Today, James Miller will present “Can Democracy Work? A Short History of a Radical Idea, from Ancient Athens to Our World,” at 5:30pm in the Heritage Room on the 5th floor of the Weinberg Memorial Library. This event is co-sponsored by the Humanities Initiative and the Schemel Forum.

James Miller is Professor of Politics and Liberal Studies, and Faculty Director of the MA in Creative Publishing and Critical Journalism at The New School for Social Research. His latest book, Can Democracy Work? A Short History of a Radical Idea from Ancient Athens to Our World, has just been published by Farrar, Straus and Giroux.

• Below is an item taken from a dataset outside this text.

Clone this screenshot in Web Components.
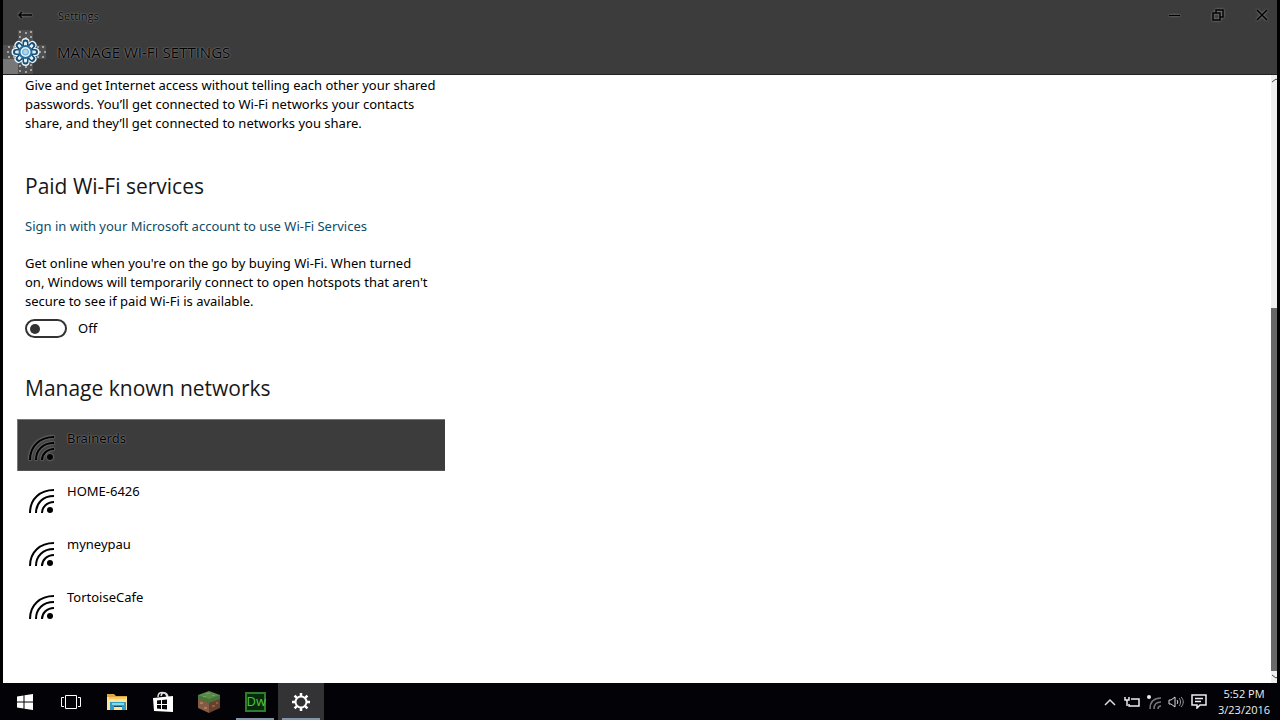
<!DOCTYPE html>
<html lang="en">
<head>
<meta charset="utf-8">
<meta name="viewport" content="width=device-width, initial-scale=1">
<title>Settings</title>
<style>
html, body { height: 100%; margin: 0; background: #000; }
body { font: 13px/19px "Noto Sans", "Open Sans", sans-serif; color: #000; }
</style>
</head>
<body>
<settings-desktop>
  <settings-header slot="header" heading="MANAGE WI-FI SETTINGS">Settings</settings-header>
  <settings-section>
    <p>Give and get Internet access without telling each other your shared<br>passwords. You’ll get connected to Wi-Fi networks your contacts<br>share, and they’ll get connected to networks you share.</p>
  </settings-section>
  <settings-section heading="Paid Wi-Fi services">
    <settings-link href="#sign-in">Sign in with your Microsoft account to use Wi-Fi Services</settings-link>
    <p>Get online when you're on the go by buying Wi-Fi. When turned<br>on, Windows will temporarily connect to open hotspots that aren't<br>secure to see if paid Wi-Fi is available.</p>
    <toggle-switch>Off</toggle-switch>
  </settings-section>
  <settings-section heading="Manage known networks">
    <network-list>
      <network-item selected>Brainerds</network-item>
      <network-item>HOME-6426</network-item>
      <network-item>myneypau</network-item>
      <network-item>TortoiseCafe</network-item>
    </network-list>
  </settings-section>
  <task-bar slot="taskbar"></task-bar>
</settings-desktop>

<script>
const define = (name, html, setup) => {
  const template = document.createElement('template');
  template.innerHTML = html;
  customElements.define(name, class extends HTMLElement {
    constructor() {
      super();
      this.attachShadow({ mode: 'open' }).append(template.content.cloneNode(true));
    }
    connectedCallback() { if (setup) setup(this, this.shadowRoot); }
  });
};

define('settings-desktop', `
<style>
:host { display: grid; grid-template-rows: auto minmax(0, 1fr) auto; height: 100vh; }
.header, .view { margin: 0 3px; }
.view { display: flex; background: #fff; overflow: hidden; }
main { flex: 1; min-width: 0; overflow: hidden; padding: 1px 22px 0; }
</style>
<div class="header"><slot name="header"></slot></div>
<div class="view"><main><slot></slot></main><scroll-strip></scroll-strip></div>
<slot name="taskbar"></slot>`);

define('settings-header', `
<style>
:host { display: block; background: #3c3c3c; color: #000; border-bottom: 1px solid #222; font-family: "Open Sans", sans-serif;
  text-shadow: 0 0 1px #888, 0 0 2px #888; }
.bar { display: flex; align-items: center; height: 30px; padding-left: 12px; }
button { display: grid; place-items: center; width: 30px; height: 30px; padding: 0; border: 0; background: none; color: inherit; }
svg { display: block; filter: drop-shadow(0 0 1px #999); }
.back { width: 20px; }
.title { flex: 1; margin-left: 23px; font-size: 11px; }
.controls { display: flex; gap: 14px; }
.page { display: flex; align-items: center; gap: 7px; height: 44px; }
.page svg { filter: none; }
h1 { margin: 0; font-size: 15px; line-height: 20px; font-weight: 400; }
</style>
<div class="bar">
  <button class="back" aria-label="Back"><svg width="14" height="10" fill="none" stroke="currentColor" stroke-width="1.500"><path d="M14 5H1M4 2 1 5l3 3"/></svg></button>
  <span class="title"><slot></slot></span>
  <div class="controls">
    <button aria-label="Minimize"><svg width="12" height="12" stroke="currentColor"><path d="M1 6.500h11"/></svg></button>
    <button aria-label="Restore"><svg width="12" height="12" fill="none" stroke="currentColor" stroke-width="1.500"><path d="M1 4h7v7H1zM4 4V1h7v7H8"/></svg></button>
    <button aria-label="Close"><svg width="12" height="12" stroke="currentColor" stroke-width="1.500"><path d="m1 1 10 10M11 1 1 11"/></svg></button>
  </div>
</div>
<div class="page">
  <svg width="47" height="44" viewBox="0 0 47 44" fill="none" aria-hidden="true">
    <path fill="#777" d="M0 29h15v15H0z"/>
    <path fill="#505050" d="M15 0h15v44H15zM0 15h43v14H0z"/>
    <path stroke="#a2a2a2" stroke-dasharray="2 3" stroke-width="2" d="M17 1v10M23 2v7M28 1v10M17 35v9M23 36v8M28 34v10M5 17h7M4 22h5M5 27h7M34 17h8M36 22h7M34 27h7"/>
    <g stroke="#e9f5fc" stroke-width="8" stroke-linecap="round"><path d="M22.500 12v20M12.500 22h20M15.500 15l14 14M29.500 15l-14 14"/></g>
    <g stroke="#164e75" stroke-width="6" stroke-linecap="round"><path d="M22.500 12.500v19M13 22h19M15.800 15.300l13.400 13.400M29.200 15.300l-13.400 13.400"/></g>
    <g stroke="#e2f2fb" stroke-width="3" stroke-linecap="round"><path d="M22.500 13v18M13.500 22h18M16.200 15.700l12.600 12.600M28.800 15.700l-12.600 12.600"/></g>
    <circle cx="22.500" cy="22" r="6" fill="#e2f2fb" stroke="#286b96" stroke-width="2"/>
    <circle cx="22.500" cy="22" r="3" fill="#a8d7f2" stroke="#63a5ce"/>
  </svg>
  <h1></h1>
</div>`, (host, root) => { root.querySelector('h1').textContent = host.getAttribute('heading'); });

define('settings-section', `
<style>
:host { display: block; margin-bottom: 36px; }
h2 { margin: 0 0 17px; font: 400 21px/28px "Open Sans", sans-serif; color: #181818; }
h2:empty { display: none; }
::slotted(p) { margin: 0; padding-bottom: 3px; }
</style>
<h2></h2><slot></slot>`, (host, root) => { root.querySelector('h2').textContent = host.getAttribute('heading') || ''; });

define('settings-link', `
<style>
:host { display: block; margin-bottom: 18px; }
a { color: #0f4b66; text-decoration: none; }
</style>
<a><slot></slot></a>`, (host, root) => { root.querySelector('a').href = host.getAttribute('href'); });

define('toggle-switch', `
<style>
:host { display: block; padding-top: 5px; }
label { display: flex; align-items: center; gap: 11px; width: max-content; }
input { appearance: none; display: flex; align-items: center; box-sizing: border-box; width: 42px; height: 19px; margin: 0; padding: 0 3px; border: 2px solid #333; border-radius: 10px; }
input::before { content: ""; width: 10px; height: 10px; border-radius: 50%; background: #333; }
input:checked { justify-content: flex-end; }
</style>
<label><input type="checkbox" role="switch"><span><slot></slot></span></label>`);

define('network-list', `
<style>
:host { display: block; max-width: 428px; margin: 0 -8px; }
</style>
<div role="list"><slot></slot></div>`);

define('network-item', `
<style>
:host { display: block; margin-bottom: 1px; }
button { display: flex; gap: 12px; box-sizing: border-box; width: 100%; height: 52px; padding: 10px 12px; border: 0; background: none; color: #000; font: inherit; text-align: left; }
svg { margin-top: 6px; }
:host([selected]) button { background: #3c3c3c; box-shadow: inset 0 1px #777, inset 1px 0 #777, inset 0 -1px #555; text-shadow: 0 0 1px #888, 0 0 2px #888; }
:host([selected]) svg { filter: drop-shadow(0 0 1px #aaa); }
</style>
<button><svg width="26" height="26" fill="none" stroke="currentColor" stroke-width="2" aria-hidden="true">
<path d="M1 25C1 11 11 2 25 2M7 25C7 15 14 8 25 8M13 25c0-6 5-11 12-11"/><circle cx="21" cy="22" r="3" fill="currentColor" stroke="none"/></svg><span><slot></slot></span></button>`);

define('scroll-strip', `
<style>
:host { display: flex; flex-direction: column; width: 6px; background: #eee; }
svg { display: block; flex: none; }
.before { flex: 221; }
.thumb { flex: 363; background: #686868; }
</style>
<svg width="6" height="12" stroke="#444" fill="none"><path d="m1 7 4-3 4 3"/></svg>
<div class="before"></div><div class="thumb"></div>
<svg width="6" height="12" stroke="#444" fill="none"><path d="m1 4 4 3 4-3"/></svg>`);

define('task-bar', `
<style>
:host { display: flex; justify-content: space-between; height: 37px; padding: 0 10px 0 2px; background: #020207; color: #eee; }
nav, .tray { display: flex; align-items: stretch; }
button { display: grid; place-items: center; width: 46px; padding: 0; border: 0; background: none; color: #fff; }
.running { background: linear-gradient(#8494a8, #8494a8) center bottom / 38px 2px no-repeat; }
.active { background-color: #333336; }
.tray button { width: 22px; }
.tray .notes { width: 24px; }
svg { display: block; }
.dw { box-sizing: border-box; width: 21px; height: 20px; border: 2px solid #2f7d2a; background: #062b0b; color: #52c33e; font: 13px/15px "Open Sans", sans-serif; text-align: center; }
time { display: flex; flex-direction: column; justify-content: center; margin-left: 7px; width: 52px; font: 11px/16px "Open Sans", sans-serif; text-align: center; white-space: nowrap; }
</style>
<nav aria-label="Taskbar">
  <button aria-label="Start"><svg width="16" height="16" fill="#fff"><path d="M0 2.500 6.500 1.500V7.500H0zM7.500 1.300 16 0v7.500H7.500zM0 8.500h6.500v6L0 13.600zM7.500 8.500H16V16l-8.500-1.300z"/></svg></button>
  <button aria-label="Task view"><svg width="20" height="14" fill="none" stroke="#fff"><path d="M4.500.5h11v13h-11zM3 2.500H.5v9H3M17 2.500h2.500v9H17"/></svg></button>
  <button aria-label="File Explorer"><svg width="20" height="18"><path fill="#dda743" d="M0 1h7l2 2h11v14H0z"/><path fill="#ffe397" d="M0 4h20v13H0z"/><path fill="#f3c965" d="M2 4h17v2H2z"/><path fill="#2c9dc6" d="M3 9h16v8h-4v-4H7v4H3z"/><path fill="#8bd5e9" d="M5 10h12v2H5z"/><path fill="#174b63" d="M7 13h8v1H7z"/></svg></button>
  <button aria-label="Store"><svg width="20" height="22" fill="none"><path stroke="#ddd" stroke-width="1.500" d="M5 6c0-6 8-6 9 0M8 5c1-5 6-4 7 1"/><path fill="#fff" d="m0 7 20-2v16L1 20z"/><path fill="#050509" d="M4 9.500 8 9v4H4zM9 9l5-.5V13H9zM4 14h4v4l-4-.4zM9 14h5v4.500L9 18z"/></svg></button>
  <button aria-label="Minecraft"><svg width="22" height="22"><path fill="#5b8a48" d="M11 0 22 4v4l-11 4L0 8V4z"/><path fill="#477539" d="m0 4 11 4v4L0 9zM22 4 11 8v4l11-3z"/><path fill="#855b43" d="m0 8 11 4v10L0 17z"/><path fill="#68402f" d="m22 8-11 4v10l11-5z"/><path fill="#aa7b5e" d="M2 11h3v2H2zM6 16h3v2H6z"/><path fill="#915f48" d="M14 14h3v2h-3zM18 11h2v2h-2z"/><path fill="#76a15c" d="M8 2h4v1H8zM14 4h3v1h-3zM5 5h3v1H5z"/></svg></button>
  <button class="running" aria-label="Dreamweaver"><span class="dw">Dw</span></button>
  <button class="running active" aria-label="Settings"><svg width="18" height="18" fill="none" stroke="#fff"><circle cx="9" cy="9" r="5.500" stroke-width="2"/><path stroke-width="2.500" d="M9 0v3M9 15v3M0 9h3M15 9h3M2.600 2.600l2.200 2.200M13.200 13.200l2.200 2.200M2.600 15.400l2.200-2.200M13.200 4.800l2.200-2.200"/></svg></button>
</nav>
<div class="tray">
  <button aria-label="Show hidden icons"><svg width="12" height="8" fill="none" stroke="#ddd" stroke-width="1.500"><path d="m1 7 5-5 5 5"/></svg></button>
  <button aria-label="Battery"><svg width="16" height="12" fill="none" stroke="#eee" stroke-width="1.500"><path d="M7 3h8v7H5V8M1 1v3h4V1M3 4v6"/></svg></button>
  <button aria-label="Network"><svg width="16" height="16" fill="none" stroke="#777" stroke-width="1.500"><path d="M4 15C4 8 8 4 15 4M8 15c0-5 2-7 7-7M12 15c0-2 1-3 3-3"/><circle cx="3" cy="3" r="2" fill="#eee" stroke="none"/></svg></button>
  <button aria-label="Volume"><svg width="16" height="12" fill="none" stroke="#ddd"><path d="M1 4h2l4-3v10L3 8H1zM9 4c1 1 1 3 0 4"/><path stroke="#999" d="M11 2c2 2 2 6 0 8M13 1c3 3 3 7 0 10"/></svg></button>
  <button class="notes" aria-label="Notifications"><svg width="16" height="15" fill="none" stroke="#eee" stroke-width="1.500"><path d="M1 1h14v10H9l-3 3v-3H1zM4 4.500h8M4 7.500h6"/></svg></button>
  <time datetime="2016-03-23T17:52"><span>5:52 PM</span><span>3/23/2016</span></time>
</div>`);
</script>
</body>
</html>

He is the author of six other books, including Flowers in the Dustbin: the Rise of Rock & Roll, 1947-1977, winner of an ASCAP-Deems Taylor award and a Ralph Gleason BMI award for best music book of 1999; The Passion of Michel Foucault (1993), an interpretive essay on the life of the French philosopher and a National Book Critics Circle Finalist for General Nonfiction, which has been translated into nine languages; “Democracy is in the Streets”: From Port Huron to the Siege of Chicago (1987), an account of the American student movement of the 1960s, also a National Book Critics Circle Finalist for General Nonfiction and recently recommended by Michael Kazin as one of the 5 essential books to understand the roots of the Occupy Wall Street movement (to read the article, please click here); Rousseau: Dreamer of Democracy (1984), a study of the origins of modern democracy; and History and Human Existence – From Marx to Merleau-Ponty, an analysis of Marx and the French existentialists.

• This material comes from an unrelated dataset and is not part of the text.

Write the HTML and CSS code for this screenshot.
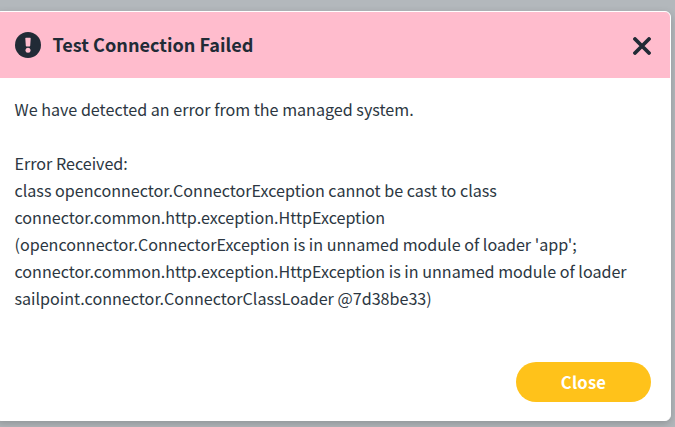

The original editor of The Rolling Stone Illustrated History of Rock and Roll (1976), he has written about music since the 1960s, when one of his early record reviews appeared in the third issue of Rolling Stone magazine. Subsequent pieces on music have appeared in The New Republic, The New York Times and Newsweek, where he was a book reviewer and pop music critic between 1981 and 1990. Pieces on philosophy and history have appeared in The London Review of Books, The New York Times Book Review. In 2000, the magazine Lingua Franca published his best-known essay, “Is Bad Writing Necessary? George Orwell, Theodor Adorno, and the Politics of Language.”

Besides publishing in such peer-reviewed academic journals as History and Theory and Political Theory, he has contributed to a variety of reference works, from Encyclopedia Britannica and A New Literary History of America, published by Harvard in 2009, to the Dictionnaire de philosophie morale edited by Monique Canto-Sperber in 1996.

From 2000 to 2008, he edited Daedalus, the journal of the American Academy of Arts & Sciences. He has been a Guggenheim Fellow, an NEH Fellow twice, and in 2006-2007 he was a Fellow at the Dorothy and Lewis B. Cullman Center for Scholars and Writers at the New York Public Library. A native of Chicago, he was educated at Pomona College in California, and at Brandeis University, where he received a Ph.D. in the History of Ideas in 1976.